Question

Find the derivative of the function.$$g(\theta)=\ln (\cosh (1+\theta))$$

Answer

**step1 Understand the Structure of the Function**

The given function $$g(\theta)=\ln (\cosh (1+\theta))$$ is a composite function, meaning it's a function within a function within another function. To differentiate such a function, we apply the chain rule. We can think of this function as three nested layers: an outer logarithm function, a middle hyperbolic cosine function, and an innermost linear function.
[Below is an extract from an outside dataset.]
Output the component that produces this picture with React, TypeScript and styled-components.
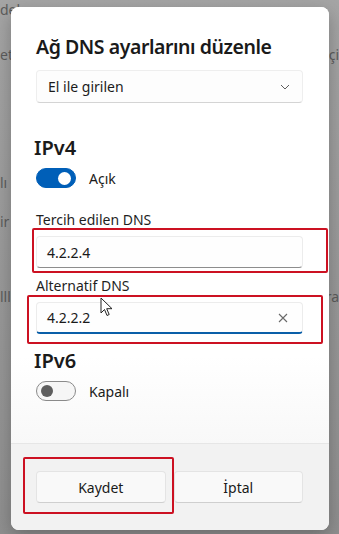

**step2 Apply the Chain Rule**

The chain rule states that if a function $$y = f(u)$$ where $$u = h(x)$$, then the derivative of $$y$$ with respect to $$x$$ is the derivative of $$f$$ with respect to $$u$$, multiplied by the derivative of $$h$$ with respect to $$x$$. In our case, we have three layers. We will differentiate each layer from the outermost to the innermost and multiply the results.

$$\frac{dg}{d\theta} = \frac{d}{du} (\ln(u)) \times \frac{d}{dv} (\cosh(v)) \times \frac{d}{d\theta} (1+\theta)$$

where $$u = \cosh(1+\theta)$$ and $$v = 1+\theta$$.
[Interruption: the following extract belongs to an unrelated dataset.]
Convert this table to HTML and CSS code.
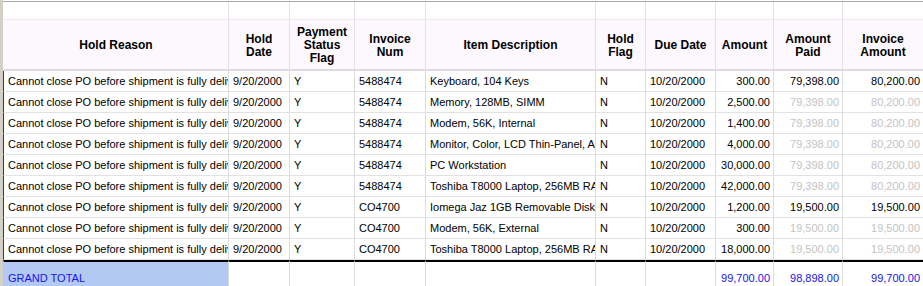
FILE: index.html
```html
<!DOCTYPE html>
<html>
<head>
<meta charset="utf-8">
<link rel="stylesheet" href="styles.css">
</head>
<body>
<div class="sheet">
  <div class="gutter"></div>
  <div class="grid">
    <div class="row band">
      <div class="c"></div><div class="c"></div><div class="c"></div><div class="c"></div><div class="c"></div>
      <div class="c"></div><div class="c"></div><div class="c"></div><div class="c"></div><div class="c"></div>
    </div>
    <div class="row head">
      <div class="c">Hold Reason</div>
      <div class="c">Hold<br>Date</div>
      <div class="c">Payment<br>Status<br>Flag</div>
      <div class="c">Invoice<br>Num</div>
      <div class="c">Item Description</div>
      <div class="c">Hold<br>Flag</div>
      <div class="c">Due Date</div>
      <div class="c">Amount</div>
      <div class="c">Amount<br>Paid</div>
      <div class="c">Invoice<br>Amount</div>
    </div>
    <div class="row data">
      <div class="c">Cannot close PO before shipment is fully delivered</div>
      <div class="c">9/20/2000</div><div class="c">Y</div><div class="c">5488474</div>
      <div class="c">Keyboard, 104 Keys</div><div class="c">N</div><div class="c">10/20/2000</div>
      <div class="c num">300.00</div><div class="c num">79,398.00</div><div class="c num">80,200.00</div>
    </div>
    <div class="row data">
      <div class="c">Cannot close PO before shipment is fully delivered</div>
      <div class="c">9/20/2000</div><div class="c">Y</div><div class="c">5488474</div>
      <div class="c">Memory, 128MB, SIMM</div><div class="c">N</div><div class="c">10/20/2000</div>
      <div class="c num">2,500.00</div><div class="c num dim">79,398.00</div><div class="c num dim">80,200.00</div>
    </div>
    <div class="row data">
      <div class="c">Cannot close PO before shipment is fully delivered</div>
      <div class="c">9/20/2000</div><div class="c">Y</div><div class="c">5488474</div>
      <div class="c">Modem, 56K, Internal</div><div class="c">N</div><div class="c">10/20/2000</div>
      <div class="c num">1,400.00</div><div class="c num dim">79,398.00</div><div class="c num dim">80,200.00</div>
    </div>
    <div class="row data">
      <div class="c">Cannot close PO before shipment is fully delivered</div>
      <div class="c">9/20/2000</div><div class="c">Y</div><div class="c">5488474</div>
      <div class="c">Monitor, Color, LCD Thin-Panel, Active Matrix</div><div class="c">N</div><div class="c">10/20/2000</div>
      <div class="c num">4,000.00</div><div class="c num dim">79,398.00</div><div class="c num dim">80,200.00</div>
    </div>
    <div class="row data">
      <div class="c">Cannot close PO before shipment is fully delivered</div>
      <div class="c">9/20/2000</div><div class="c">Y</div><div class="c">5488474</div>
      <div class="c">PC Workstation</div><div class="c">N</div><div class="c">10/20/2000</div>
      <div class="c num">30,000.00</div><div class="c num dim">79,398.00</div><div class="c num dim">80,200.00</div>
    </div>
    <div class="row data">
      <div class="c">Cannot close PO before shipment is fully delivered</div>
      <div class="c">9/20/2000</div><div class="c">Y</div><div class="c">5488474</div>
      <div class="c">Toshiba T8000 Laptop, 256MB RAM</div><div class="c">N</div><div class="c">10/20/2000</div>
      <div class="c num">42,000.00</div><div class="c num dim">79,398.00</div><div class="c num dim">80,200.00</div>
    </div>
    <div class="row data">
      <div class="c">Cannot close PO before shipment is fully delivered</div>
      <div class="c">9/20/2000</div><div class="c">Y</div><div class="c">CO4700</div>
      <div class="c">Iomega Jaz 1GB Removable Disk, 1GB</div><div class="c">N</div><div class="c">10/20/2000</div>
      <div class="c num">1,200.00</div><div class="c num">19,500.00</div><div class="c num">19,500.00</div>
    </div>
    <div class="row data">
      <div class="c">Cannot close PO before shipment is fully delivered</div>
      <div class="c">9/20/2000</div><div class="c">Y</div><div class="c">CO4700</div>
      <div class="c">Modem, 56K, External</div><div class="c">N</div><div class="c">10/20/2000</div>
      <div class="c num">300.00</div><div class="c num dim">19,500.00</div><div class="c num dim">19,500.00</div>
    </div>
    <div class="row data">
      <div class="c">Cannot close PO before shipment is fully delivered</div>
      <div class="c">9/20/2000</div><div class="c">Y</div><div class="c">CO4700</div>
      <div class="c">Toshiba T8000 Laptop, 256MB RAM</div><div class="c">N</div><div class="c">10/20/2000</div>
      <div class="c num">18,000.00</div><div class="c num dim">19,500.00</div><div class="c num dim">19,500.00</div>
    </div>
    <div class="row total">
      <div class="c label">GRAND TOTAL</div>
      <div class="c"></div><div class="c"></div><div class="c"></div><div class="c"></div><div class="c"></div><div class="c"></div>
      <div class="c num">99,700.00</div><div class="c num">98,898.00</div><div class="c num">99,700.00</div>
    </div>
  </div>
</div>
</body>
</html>
```
FILE: styles.css
```css
html, body {
  margin: 0;
  padding: 0;
  background: #ffffff;
  overflow: hidden;
}

body {
  font-family: "Liberation Sans", Arial, sans-serif;
  color: #000;
}

.sheet {
  display: flex;
  height: 286px;
}

.gutter {
  flex: none;
  width: 3px;
  background: #d4d0c8;
}

.grid {
  flex: 1;
  margin-top: 1px;
  border-top: 1px solid #a8a8a8;
}

.row {
  display: grid;
  grid-template-columns: 226px 61px 65px 71px 170px 50px 70px 58px 69px 80px;
}

.c {
  box-sizing: border-box;
  border-right: 1px solid #dcdcdc;
  overflow: hidden;
  white-space: nowrap;
}

.c:first-child {
  border-left: 1px solid #dcdcdc;
}

.c:last-child {
  border-right: none;
}

/* top white band */
.band .c {
  height: 18px;
  background: #ffffff;
  border-bottom: 1px solid #efe9ef;
  border-right-color: #e6e0e6;
}

.band .c:first-child {
  border-left-color: #ffffff;
}

/* header */
.head .c {
  height: 51px;
  background: #fdf8fd;
  border-bottom: 2px solid #dedade;
  border-right-color: #e6e0e6;
  display: flex;
  align-items: center;
  justify-content: center;
  text-align: center;
  font-weight: bold;
  font-size: 12px;
  line-height: 13px;
  padding-top: 2px;
}

.head .c:first-child {
  border-left-color: #fdf8fd;
}

/* data rows */
.data .c {
  height: 21px;
  border-bottom: 1px solid #e2e2e2;
  font-size: 11px;
  line-height: 20px;
  padding: 0 0 0 4px;
}

.data .c:first-child {
  border-left-color: #3a3a3a;
}

.data .num,
.total .num {
  text-align: right;
  padding: 0 3px 0 0;
}

.dim {
  color: #c3c3c3;
}

/* grand total */
.total .c {
  height: 34px;
  border-top: 2px solid #000000;
  font-size: 11px;
  line-height: 32px;
  color: #1414f0;
  padding-left: 4px;
}

.total .label {
  background: #b4c8f4;
  border-left-color: #b4c8f4;
}
```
**step3 Differentiate the Outermost Function**

The outermost function is the natural logarithm, $$\ln(X)$$. Its derivative with respect to its argument, $$X$$, is $$\frac{1}{X}$$. In our function, $$X = \cosh(1+\theta)$$.

$$\frac{d}{d(\cosh(1+\theta))} (\ln (\cosh (1+\theta))) = \frac{1}{\cosh(1+\theta)}$$

**step4 Differentiate the Middle Function**

The middle function is the hyperbolic cosine, $$\cosh(Y)$$. Its derivative with respect to its argument, $$Y$$, is $$\sinh(Y)$$. In our function, $$Y = 1+\theta$$.

$$\frac{d}{d(1+\theta)} (\cosh(1+\theta)) = \sinh(1+\theta)$$

**step5 Differentiate the Innermost Function**

The innermost function is $$1+\theta$$. Its derivative with respect to $$\theta$$ is the derivative of $$1$$ (which is $$0$$) plus the derivative of $$\theta$$ (which is $$1$$).

$$\frac{d}{d\theta} (1+\theta) = 0 + 1 = 1$$

**step6 Combine the Derivatives and Simplify**

Now, we multiply the derivatives found in the previous steps according to the chain rule.

$$g'(\theta) = \frac{1}{\cosh(1+\theta)} \times \sinh(1+\theta) \times 1$$

This simplifies to:

$$g'(\theta) = \frac{\sinh(1+\theta)}{\cosh(1+\theta)}$$

Recall that the ratio of hyperbolic sine to hyperbolic cosine is the hyperbolic tangent, i.e., $$\tanh(X) = \frac{\sinh(X)}{\cosh(X)}$$. Therefore, we can simplify the expression further.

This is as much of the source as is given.